Here are the standardized outputs for the fixed effects:

Here is a link [http://t.co/fQnQ48rGgY] to the google document with the projection results 1981 to 2014. These also include the latest results with my multinomial "bust, bench, starter, or star" model and an RAPM-based model similar to the above. I should note that I made no effort to make these outputs "out of sample" so don't take the past results too seriously (especially for the RAPM model which uses a smaller sample).

Crow · Post by **Crow** » Thu Jun 13, 2013 1:48 pm

Thanks.

McLemore estimated here with a 3% chance to a star.
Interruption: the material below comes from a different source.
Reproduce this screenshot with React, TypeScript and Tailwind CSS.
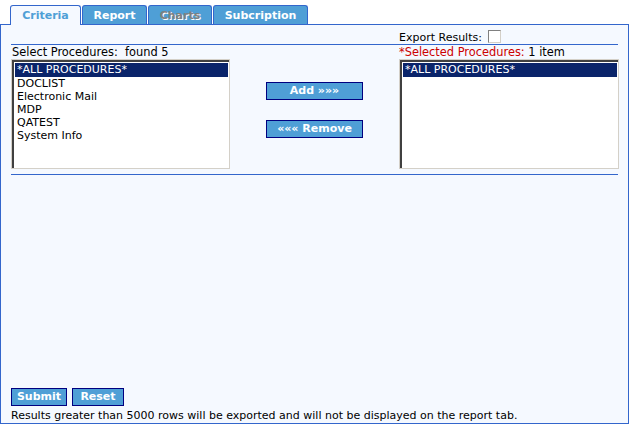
import { useState } from 'react';

const procedures = ['*ALL PROCEDURES*', 'DOCLIST', 'Electronic Mail', 'MDP', 'QATEST', 'System Info'];

const tabs = [
  { label: 'Criteria', w: 'w-[71px]' },
  { label: 'Report', w: 'w-[65px]' },
  { label: 'Charts', w: 'w-[64px]' },
  { label: 'Subcription', w: 'w-[95px]' },
];

function ListBox({ items, selected }: { items: string[]; selected: string }) {
  return (
    <div className="h-[110px] border border-[#d4d0c8] bg-white">
      <div className="h-full border-t-2 border-l-2 border-t-[#404040] border-l-[#404040] pt-[1px] pr-px pl-px">
        {items.map((item, i) => (
          <div
            key={item}
            className={`pl-[2px] text-[11px] ${i === 0 ? 'h-[14px] leading-[14px]' : 'h-[13px] leading-[13px]'} ${
              item === selected ? 'bg-[#0a246a] text-white' : 'text-black'
            }`}
          >
            {item}
          </div>
        ))}
      </div>
    </div>
  );
}

function BlueButton({ children, className = '' }: { children: React.ReactNode; className?: string }) {
  return (
    <button
      className={`h-[18px] border border-[#000080] bg-[#4f9fd6] text-[11px] font-bold leading-[16px] text-white ${className}`}
    >
      {children}
    </button>
  );
}

export default function App() {
  const [active] = useState('Criteria');
  const [exportResults, setExportResults] = useState(false);

  return (
    <div className="h-[430px] w-[635px] bg-white font-['DejaVu_Sans',sans-serif] text-black">
      {/* Tabs */}
      <div className="flex h-[24px] items-end gap-px pl-[10px]">
        {tabs.map((tab) => {
          const isActive = tab.label === active;
          const isDisabled = tab.label === 'Charts';
          return (
            <div
              key={tab.label}
              className={`relative flex items-center justify-center rounded-t-[3px] border border-b-0 border-[#3366cc] pt-[2px] text-[11px] font-bold ${tab.w} ${
                isActive
                  ? 'z-10 -mb-px h-[20px] bg-[#f5f9ff] text-[#4f9fd6]'
                  : isDisabled
                  ? 'h-[19px] bg-[#4f9fd6] text-[#808080] [text-shadow:1px_1px_0_#ffffff]'
                  : 'h-[19px] bg-[#4f9fd6] text-white'
              }`}
            >
              {tab.label}
            </div>
          );
        })}
      </div>

      {/* Panel */}
      <div className="flex h-[400px] w-[629px] flex-col border border-[#3366cc] bg-[#f5f9ff] pl-[10px]">
        <div className="flex h-[19px] items-end pl-[388px] text-[11px]">
          <span className="leading-[13px]">Export Results:</span>
          <input
            type="checkbox"
            checked={exportResults}
            onChange={(e) => setExportResults(e.target.checked)}
            className="mb-[1px] ml-[6px] h-[13px] w-[13px] appearance-none border border-t-[#808080] border-l-[#808080] border-b-[#d4d0c8] border-r-[#d4d0c8] bg-white"
          />
        </div>
        <div className="w-[607px] border-t border-[#3366cc]" />

        <div className="grid grid-cols-[219px_169px_220px]">
          <div>
            <div className="h-[14px] pl-px text-[11.4px] leading-[14px]">Select Procedures:&nbsp; found 5</div>
            <ListBox items={procedures} selected="*ALL PROCEDURES*" />
          </div>
          <div className="flex flex-col items-center px-[36px] pt-[37px]">
            <BlueButton className="w-[97px]">Add &#187;&#187;&#187;</BlueButton>
            <BlueButton className="mt-[20px] w-[97px]">&#171;&#171;&#171; Remove</BlueButton>
          </div>
          <div>
            <div className="h-[14px] text-[11.4px] leading-[14px]">
              <span className="text-[#cc0000]">*Selected Procedures:</span> 1 item
            </div>
            <ListBox items={['*ALL PROCEDURES*']} selected="*ALL PROCEDURES*" />
          </div>
        </div>

        <div className="mt-[5px] w-[607px] border-t border-[#3366cc]" />

        <div className="mt-auto flex gap-[5px]">
          <BlueButton className="w-[56px]">Submit</BlueButton>
          <BlueButton className="w-[52px]">Reset</BlueButton>
        </div>
        <div className="mt-[3px] mb-[1px] text-[11px] leading-[13px]">
          Results greater than 5000 rows will be exported and will not be displayed on the report tab.
        </div>
      </div>
    </div>
  );
}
The team insiders that pick him really high will probably be at least somewhat disappointed if they are expecting a "star".

Past estimates include a 3% chance of Paul George becoming a star. 12% for Wall. Westbrook only 6%. Durant pretty low at only 30%. Love was at 45% and Beasley at 47%.

Refinement still possible. I'd think that per 100 possession stats would be more helpful than the raw totals that I assume are being used. Would a separate shooting efficiency element add anything?

Misses with the projections will still occur with any system but I think there is still room to gain better fit to past cases and into the future with more work.

VJL · Post by **VJL** » Thu Jun 13, 2013 5:37 pm

Thanks for the comments!

McLemore estimated here with a 3% chance to a star. The team insiders that pick him really high will probably be at least somewhat disappointed if they are expecting a "star".
Past estimates include a 3% chance of Paul George becoming a star. 12% for Wall. Westbrook only 6%. Durant pretty low at only 30%. Love was at 45% and Beasley at 47%.

I should note, that the "bust, bench, starter, star" percentages are from a completely different model than the one above. It uses a multinomial model and only includes players' final college season. There are some things I don't like about that model's design, and I am not very happy with the results either. I include it in the google document because it may add another wrinkle to the assessment, but I don't take it very seriously for now.

The results of the model presented above are only represented in the 1st column of the linked Google document, and the RAPM model in the second column is very similar to the above but has a few more variables and uses a smaller dataset. As you can see, those models loved George and give him the second highest average score of his class (in sample disclaimer applies).

I don't expect any amount of refinement to catch Westbrook or Beasley. I have no idea what Oklahoma City noticed with Westbrook but I doubt it can be identified in the numbers (maybe I am wrong though). Beasley... is Beasley. I think there is very good reason to doubt McLemore, so until the future proves otherwise I am considering his mediocre rating a feature rather than a bug.

I'd think that per 100 possession stats would be more helpful than the raw totals that I assume are being used.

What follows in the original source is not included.